- [EXERCISE AIM]
Copy all of the material exactly. Pictures are not to appear in the copy.

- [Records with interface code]
+===+

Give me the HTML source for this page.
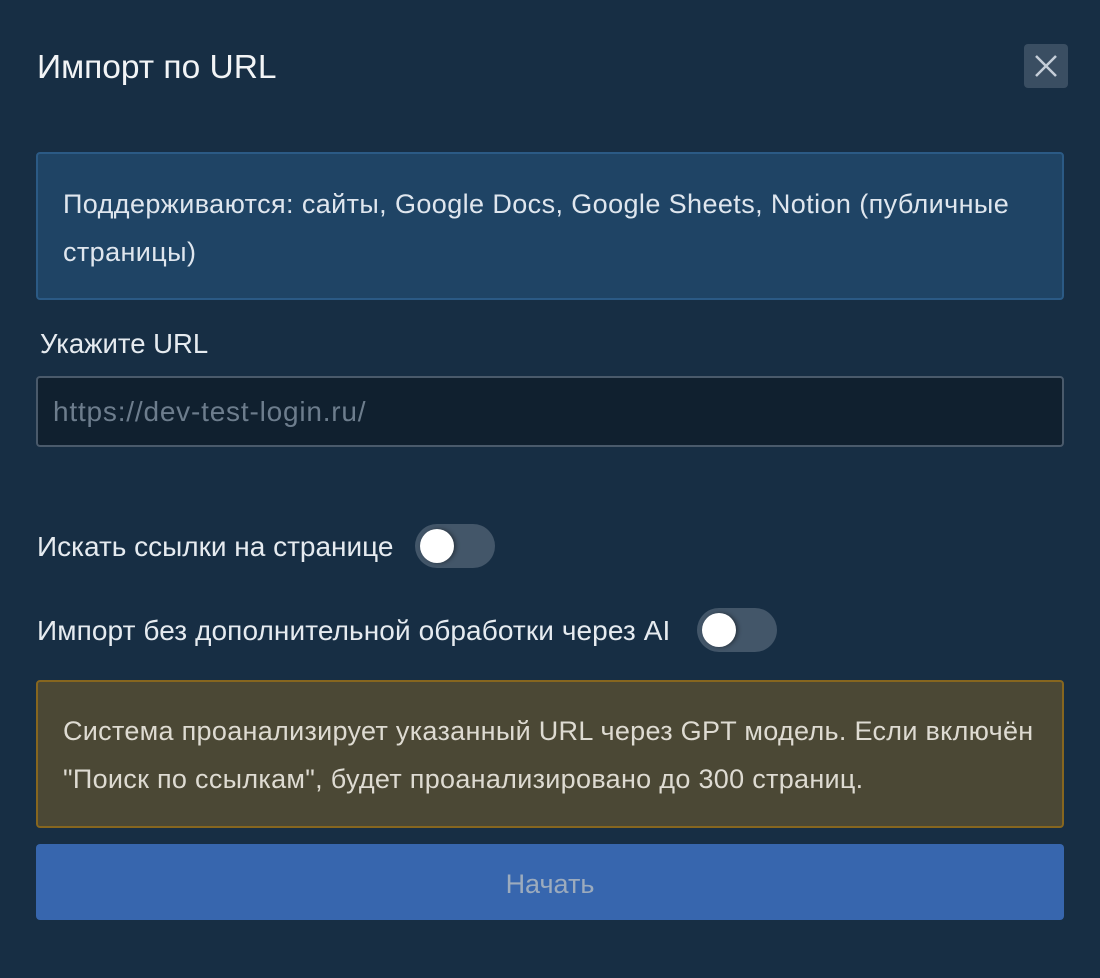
<!DOCTYPE html>
<html><head><meta charset="utf-8"><style>
*{box-sizing:border-box;margin:0;padding:0}
body{width:1100px;height:978px;background:#172e44;font-family:"Liberation Sans",sans-serif;color:#e6ebf0;position:relative;overflow:hidden}
.a{position:absolute}
.t{font-size:33.5px;left:37px;top:48px;line-height:40px;color:#f2f4f6}
.x{left:1024px;top:44px;width:44px;height:44px;background:#3a4e62;border-radius:4px}
.info{left:36px;top:152px;width:1028px;height:148px;background:#1f4465;border:2px solid #2b5a85;border-radius:4px;padding:26px 25px;font-size:27px;letter-spacing:0.4px;line-height:48px;color:#dfe6ee}
.lbl{left:40px;top:326px;font-size:27.5px;line-height:36px}
.inp{left:36px;top:376px;width:1028px;height:71px;background:#10202f;border:2px solid #4a5a6b;border-radius:4px;padding:0 15px;line-height:67px;font-size:28px;letter-spacing:0.8px;color:#6d7d8d}
.row{font-size:28px;left:37px;line-height:36px}
.tg{width:80px;height:44px;border-radius:22px;background:#435669}
.tg::after{content:"";position:absolute;left:5px;top:5px;width:34px;height:34px;border-radius:50%;background:#fff;box-shadow:2px 0 4px rgba(0,0,0,.4)}
.warn{left:36px;top:680px;width:1028px;height:148px;background:#4b4835;border:2px solid #86661f;border-radius:4px;padding:25px 25px;font-size:27px;letter-spacing:0.3px;line-height:48px;color:#dedbd2}
.btn{left:36px;top:844px;width:1028px;height:76px;background:#3766ae;border-radius:4px;text-align:center;line-height:80px;font-size:27px;color:#9cabbd}
</style></head><body>
<div class="a t">Импорт по URL</div>
<div class="a x"><svg width="44" height="44"><path d="M12 12L32 32M32 12L12 32" stroke="#c5ced8" stroke-width="2.5"/></svg></div>
<div class="a info">Поддерживаются: сайты, Google Docs, Google Sheets, Notion (публичные страницы)</div>
<div class="a lbl">Укажите URL</div>
<div class="a inp">https://dev-test-login.ru/</div>
<div class="a row" style="top:529px">Искать ссылки на странице</div>
<div class="a tg" style="left:415px;top:524px"></div>
<div class="a row" style="top:613px;letter-spacing:0.1px">Импорт без дополнительной обработки через AI</div>
<div class="a tg" style="left:697px;top:608px"></div>
<div class="a warn">Система проанализирует указанный URL через GPT модель. Если включён "Поиск по ссылкам", будет проанализировано до 300 страниц.</div>
<div class="a btn">Начать</div>
</body></html>
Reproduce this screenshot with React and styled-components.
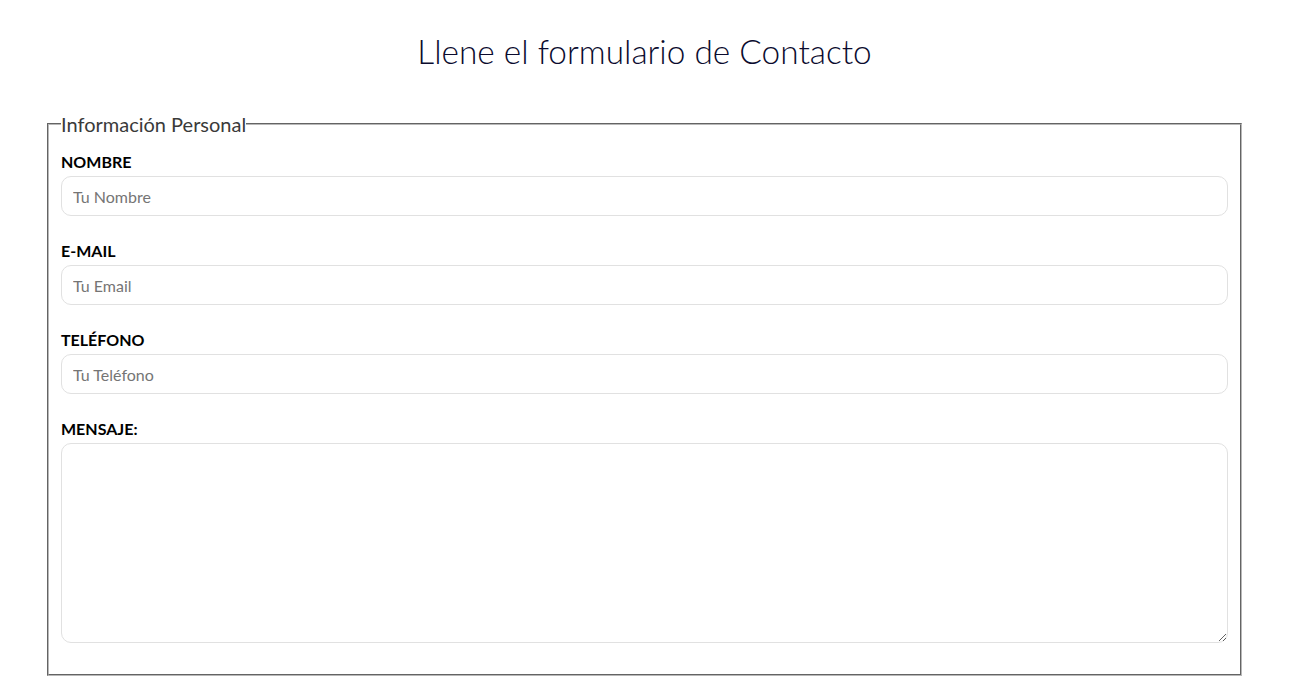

+===+

- [SOLUTION FOR THIS PROBLEM]
Give me the HTML source for this page.
<!DOCTYPE html>
<html><head><meta charset="utf-8"><style>
*{box-sizing:border-box;margin:0;padding:0}
body{width:1100px;height:978px;background:#172e44;font-family:"Liberation Sans",sans-serif;color:#e6ebf0;position:relative;overflow:hidden}
.a{position:absolute}
.t{font-size:33.5px;left:37px;top:48px;line-height:40px;color:#f2f4f6}
.x{left:1024px;top:44px;width:44px;height:44px;background:#3a4e62;border-radius:4px}
.info{left:36px;top:152px;width:1028px;height:148px;background:#1f4465;border:2px solid #2b5a85;border-radius:4px;padding:26px 25px;font-size:27px;letter-spacing:0.4px;line-height:48px;color:#dfe6ee}
.lbl{left:40px;top:326px;font-size:27.5px;line-height:36px}
.inp{left:36px;top:376px;width:1028px;height:71px;background:#10202f;border:2px solid #4a5a6b;border-radius:4px;padding:0 15px;line-height:67px;font-size:28px;letter-spacing:0.8px;color:#6d7d8d}
.row{font-size:28px;left:37px;line-height:36px}
.tg{width:80px;height:44px;border-radius:22px;background:#435669}
.tg::after{content:"";position:absolute;left:5px;top:5px;width:34px;height:34px;border-radius:50%;background:#fff;box-shadow:2px 0 4px rgba(0,0,0,.4)}
.warn{left:36px;top:680px;width:1028px;height:148px;background:#4b4835;border:2px solid #86661f;border-radius:4px;padding:25px 25px;font-size:27px;letter-spacing:0.3px;line-height:48px;color:#dedbd2}
.btn{left:36px;top:844px;width:1028px;height:76px;background:#3766ae;border-radius:4px;text-align:center;line-height:80px;font-size:27px;color:#9cabbd}
</style></head><body>
<div class="a t">Импорт по URL</div>
<div class="a x"><svg width="44" height="44"><path d="M12 12L32 32M32 12L12 32" stroke="#c5ced8" stroke-width="2.5"/></svg></div>
<div class="a info">Поддерживаются: сайты, Google Docs, Google Sheets, Notion (публичные страницы)</div>
<div class="a lbl">Укажите URL</div>
<div class="a inp">https://dev-test-login.ru/</div>
<div class="a row" style="top:529px">Искать ссылки на странице</div>
<div class="a tg" style="left:415px;top:524px"></div>
<div class="a row" style="top:613px;letter-spacing:0.1px">Импорт без дополнительной обработки через AI</div>
<div class="a tg" style="left:697px;top:608px"></div>
<div class="a warn">Система проанализирует указанный URL через GPT модель. Если включён "Поиск по ссылкам", будет проанализировано до 300 страниц.</div>
<div class="a btn">Начать</div>
</body></html>
Reproduce this screenshot with React and styled-components.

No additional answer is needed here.